- Materials provided -
________________

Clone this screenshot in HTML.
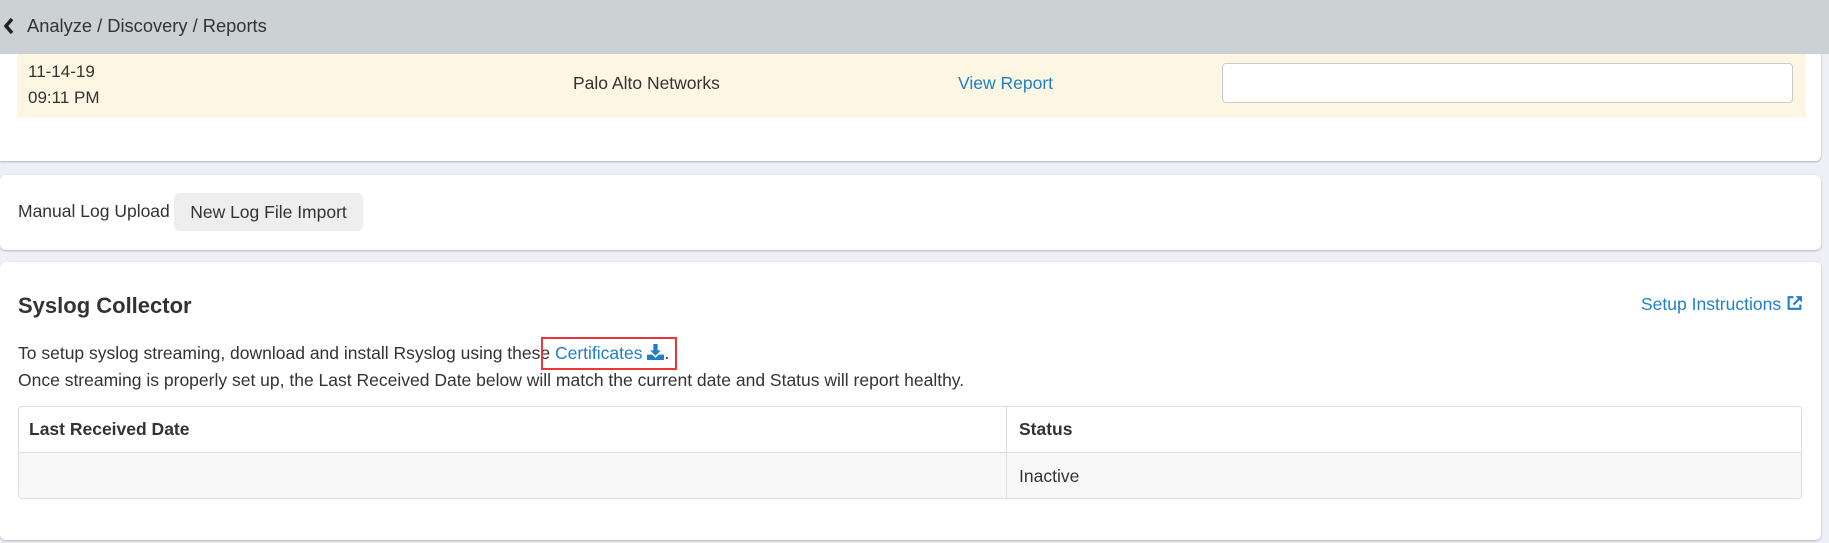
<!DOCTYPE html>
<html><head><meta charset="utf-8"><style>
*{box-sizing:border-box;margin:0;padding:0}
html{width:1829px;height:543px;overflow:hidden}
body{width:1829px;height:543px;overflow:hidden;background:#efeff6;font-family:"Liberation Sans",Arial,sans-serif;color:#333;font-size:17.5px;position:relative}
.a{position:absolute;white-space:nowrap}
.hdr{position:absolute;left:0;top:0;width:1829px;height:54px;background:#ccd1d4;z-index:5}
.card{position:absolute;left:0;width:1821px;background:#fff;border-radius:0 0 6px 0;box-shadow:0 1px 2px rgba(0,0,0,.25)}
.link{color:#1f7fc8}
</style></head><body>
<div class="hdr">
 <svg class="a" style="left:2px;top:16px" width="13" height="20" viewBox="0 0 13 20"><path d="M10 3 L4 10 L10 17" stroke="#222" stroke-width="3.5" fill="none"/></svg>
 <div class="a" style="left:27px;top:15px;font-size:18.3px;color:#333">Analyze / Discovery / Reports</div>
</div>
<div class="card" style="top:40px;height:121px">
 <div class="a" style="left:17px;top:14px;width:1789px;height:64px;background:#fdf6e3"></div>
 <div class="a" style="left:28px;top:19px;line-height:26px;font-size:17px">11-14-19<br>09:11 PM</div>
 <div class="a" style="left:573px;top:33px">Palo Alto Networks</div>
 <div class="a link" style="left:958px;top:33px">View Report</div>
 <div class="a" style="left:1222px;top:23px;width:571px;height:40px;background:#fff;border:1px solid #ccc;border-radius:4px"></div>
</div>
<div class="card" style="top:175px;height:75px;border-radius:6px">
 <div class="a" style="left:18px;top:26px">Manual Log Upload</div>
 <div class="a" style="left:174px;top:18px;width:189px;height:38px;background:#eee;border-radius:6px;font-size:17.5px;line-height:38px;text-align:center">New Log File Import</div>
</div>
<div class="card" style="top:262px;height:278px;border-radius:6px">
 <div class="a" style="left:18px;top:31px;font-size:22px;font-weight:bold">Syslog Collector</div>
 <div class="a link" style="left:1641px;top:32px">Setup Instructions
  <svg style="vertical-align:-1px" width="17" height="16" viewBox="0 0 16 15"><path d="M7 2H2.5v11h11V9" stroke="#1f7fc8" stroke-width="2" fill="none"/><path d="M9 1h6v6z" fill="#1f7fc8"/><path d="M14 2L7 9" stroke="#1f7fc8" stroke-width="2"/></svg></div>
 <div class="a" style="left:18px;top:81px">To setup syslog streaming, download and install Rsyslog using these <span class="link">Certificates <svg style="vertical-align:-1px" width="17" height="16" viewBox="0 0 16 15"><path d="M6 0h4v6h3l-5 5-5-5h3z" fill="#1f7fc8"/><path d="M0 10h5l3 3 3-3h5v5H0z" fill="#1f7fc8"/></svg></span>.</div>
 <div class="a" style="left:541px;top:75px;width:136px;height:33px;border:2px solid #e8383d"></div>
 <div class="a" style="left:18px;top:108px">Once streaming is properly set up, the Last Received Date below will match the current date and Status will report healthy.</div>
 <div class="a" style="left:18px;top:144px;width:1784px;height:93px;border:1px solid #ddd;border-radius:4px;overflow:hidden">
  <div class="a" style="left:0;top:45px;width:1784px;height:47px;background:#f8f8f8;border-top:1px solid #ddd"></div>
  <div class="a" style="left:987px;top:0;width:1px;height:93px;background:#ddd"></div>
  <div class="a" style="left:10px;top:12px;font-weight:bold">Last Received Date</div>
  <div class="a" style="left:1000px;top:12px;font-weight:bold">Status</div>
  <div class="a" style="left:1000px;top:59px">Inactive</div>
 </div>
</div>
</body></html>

________________

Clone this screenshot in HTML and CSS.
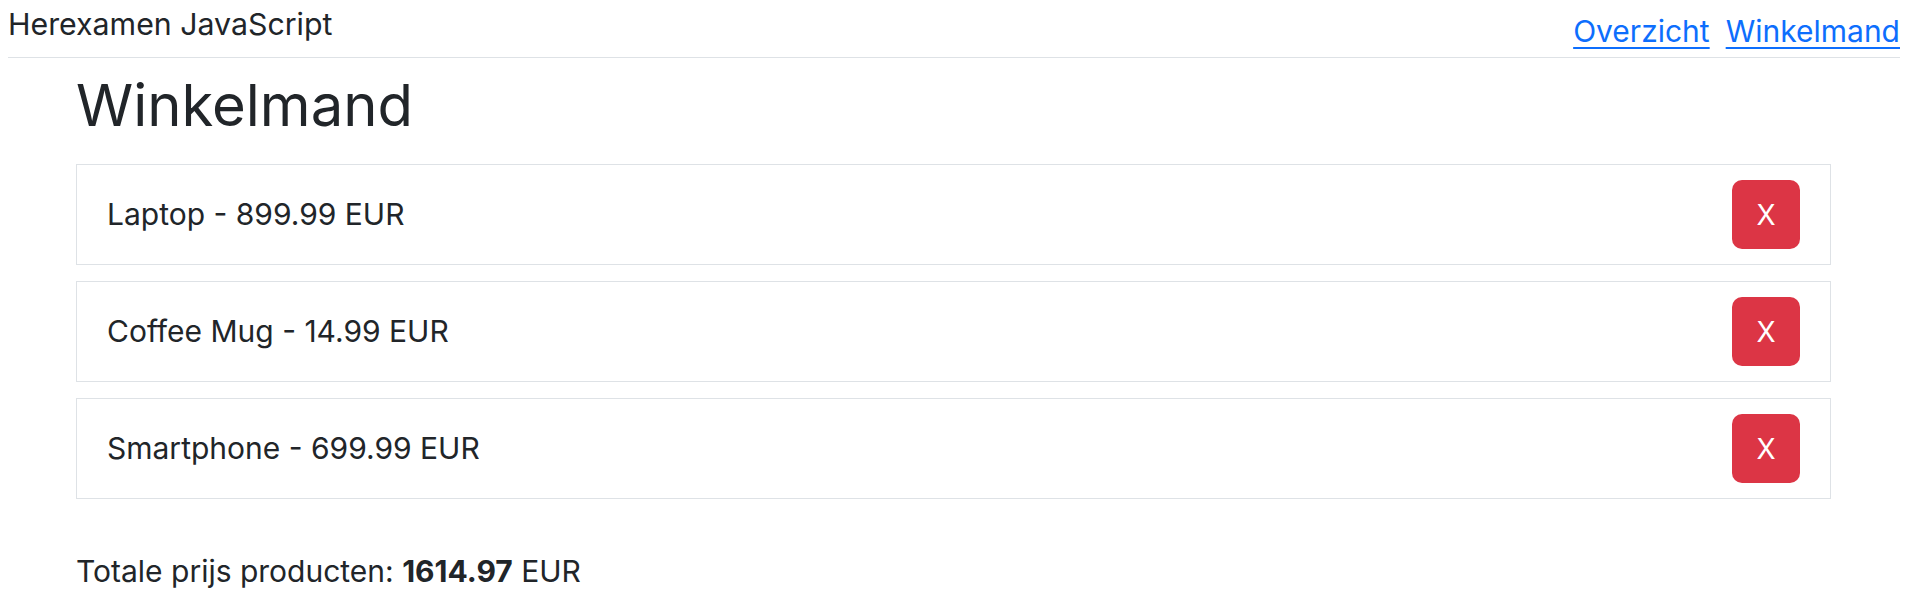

________________

- Exercise task -
Using the listing above, return all lines where the word "this" occurs.

- Task output -
Clone this screenshot in HTML.
Clone this screenshot in HTML and CSS.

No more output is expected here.